Chevron Technology Ventures Investments focuses on smaller injections of money into younger companies.

On Ms Hervouet's wanted list, alongside biofuels and sustainable transport, are technologies to manage water.

Total is dealing with the problem of either having too much water, or too little of it.

As oilfields age, they put out more water for every barrel of oil; in many older fields in the US, that ratio can reach as much as nine barrels of water for every barrel of oil. More water-intensive technologies are required to extract hard-to-access gas or other resources from the ground. And water remains a key ingredient for other parts of the energy industry, including the manufacture of petrochemicals.
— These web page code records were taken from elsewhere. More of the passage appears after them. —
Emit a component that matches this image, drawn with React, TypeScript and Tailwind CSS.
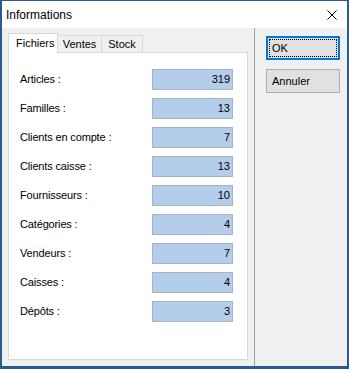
import React from "react";

const rows: [string, string][] = [
  ["Articles :", "319"],
  ["Familles :", "13"],
  ["Clients en compte :", "7"],
  ["Clients caisse :", "13"],
  ["Fournisseurs :", "10"],
  ["Catégories :", "4"],
  ["Vendeurs :", "7"],
  ["Caisses :", "4"],
  ["Dépôts :", "3"],
];

export default function App() {
  return (
    <div
      className="w-[349px] h-[369px] bg-[#2a5b8c] pt-px pl-[2px] pr-[2px] pb-[3px] flex flex-col"
      style={{ fontFamily: '"Liberation Sans", Arial, sans-serif' }}
    >
      {/* Title bar */}
      <div className="h-[27px] bg-white flex items-center justify-between pl-[4px] pr-[10px] shrink-0">
        <span className="text-[12px] text-black leading-none">Informations</span>
        <svg width="10" height="10" viewBox="0 0 10 10" className="block">
          <path d="M0.5 0.5 L9.5 9.5 M9.5 0.5 L0.5 9.5" stroke="#000" strokeWidth="1" fill="none" />
        </svg>
      </div>

      {/* Body */}
      <div className="flex-1 bg-[#f0f0f0] flex flex-row">
        {/* Left: tabs */}
        <div className="w-[252px] pt-[5px] pl-[6px]">
          <div className="flex items-end h-[19px]">
            <div className="relative z-10 -mb-px h-[20px] w-[50px] bg-white border-l border-t border-r border-[#d9d9d9] flex items-center pl-[7px] text-[11px] text-black">
              Fichiers
            </div>
            <div className="h-[17px] w-[44px] bg-[#f0f0f0] border-t border-r border-[#d9d9d9] flex items-center justify-center text-[11px] text-black">
              Ventes
            </div>
            <div className="h-[17px] w-[41px] bg-[#f0f0f0] border-t border-r border-[#d9d9d9] flex items-center justify-center text-[11px] text-black">
              Stock
            </div>
          </div>
          <div className="w-[240px] h-[308px] bg-white border border-[#d9d9d9] pt-[16px] pl-[11px] flex flex-col gap-[8px]">
            {rows.map(([label, value]) => (
              <div key={label} className="flex items-center h-[21px]">
                <div className="w-[132px] text-[11px] text-black tracking-[-0.15px] leading-none">{label}</div>
                <div className="w-[81px] h-[21px] bg-[#b4cdeb] border border-[#a7b3c2] flex items-center justify-end pr-[2px] text-[11px] text-black leading-none">
                  {value}
                </div>
              </div>
            ))}
          </div>
        </div>

        {/* Separator */}
        <div className="w-px bg-[#a0a0a0]" />

        {/* Right: buttons */}
        <div className="flex-1 pt-[8px] pl-[11px] flex flex-col gap-[9px]">
          <div className="relative w-[74px] h-[24px] bg-[#e1e1e1] border-2 border-[#0078d7] flex items-center pl-[4px] text-[11px] text-black">
            <span className="absolute inset-[1px] border border-dotted border-black" />
            OK
          </div>
          <div className="w-[74px] h-[24px] bg-[#e1e1e1] border border-[#adadad] flex items-center pl-[5px] text-[11px] text-black">
            Annuler
          </div>
        </div>
      </div>
    </div>
  );
}
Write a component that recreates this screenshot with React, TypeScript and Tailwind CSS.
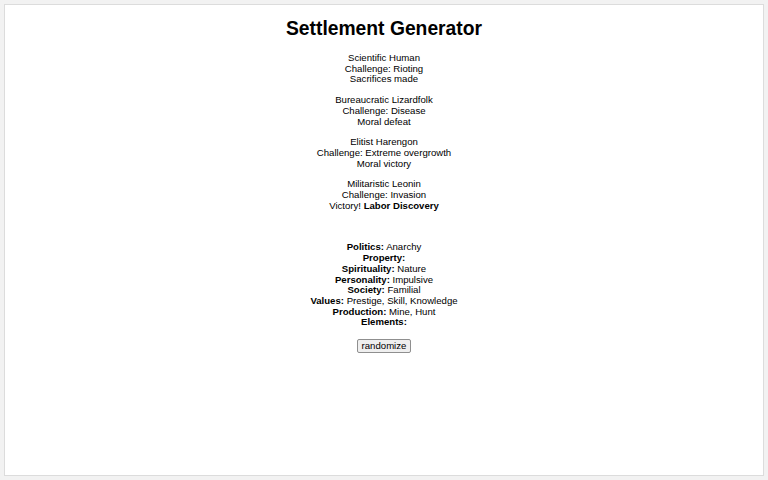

The Amsterdam meeting had attracted a few water start-ups - a Swedish company that purifies water with oxygen, a French business that cleans waste water - but only one offered the possibility of water-management technology that Ms Hervouet thought Total could some day deploy.

She declined to name the contender, pending further evaluation of the technology.

Venture capital for water-related businesses represents just 3 per cent of total funding in the clean-technology sector, which includes other fields such as solar power and waste-to-energy, said Assaf Barnea, the chief executive of Kinrot Ventures, a venture capital fund based in Israel that invests in water-focused start-ups.

"Investors are scared of water," he said. "They say, 'oh, yes, water: capital intensive, lots of regulation.'"

Ms Hervouet, an engineer who had been working in Total's research and development division, had little experience in venture capital when she pitched the idea of an internally run fund to top management in May 2008. She rounded out her knowledge by bringing in four Total employees with backgrounds in strategy, legal, auditing and mergers and acquisitions.

Ms Hervouet said the success of her pitch has meant "some disturbance internally" for Total. "Certain things we do not see with traditional ways of doing it. It's really a new tool for Total."

The fund has invested "tens of millions of euros", said Ms Hervouet, who declined to give an exact figure.

The money is invested in four businesses: the biofuel start-ups Gevo and Coskata; Elevance, a company based in Chicago that makes performance chemicals and jet fuel from seeds and poultry fat; and Agilyx, a start-up in Oregon that converts plastics to synthetic crude oil. Total Energy Ventures also invests in two clean-technology venture capital funds: Chrysalix, based in Vancouver; and Demeter Partners, based in Paris.

"We would invest only if there is some potential interest to do business," she said, adding that for Total's internal units "we opened the door to some companies that they would not have access to".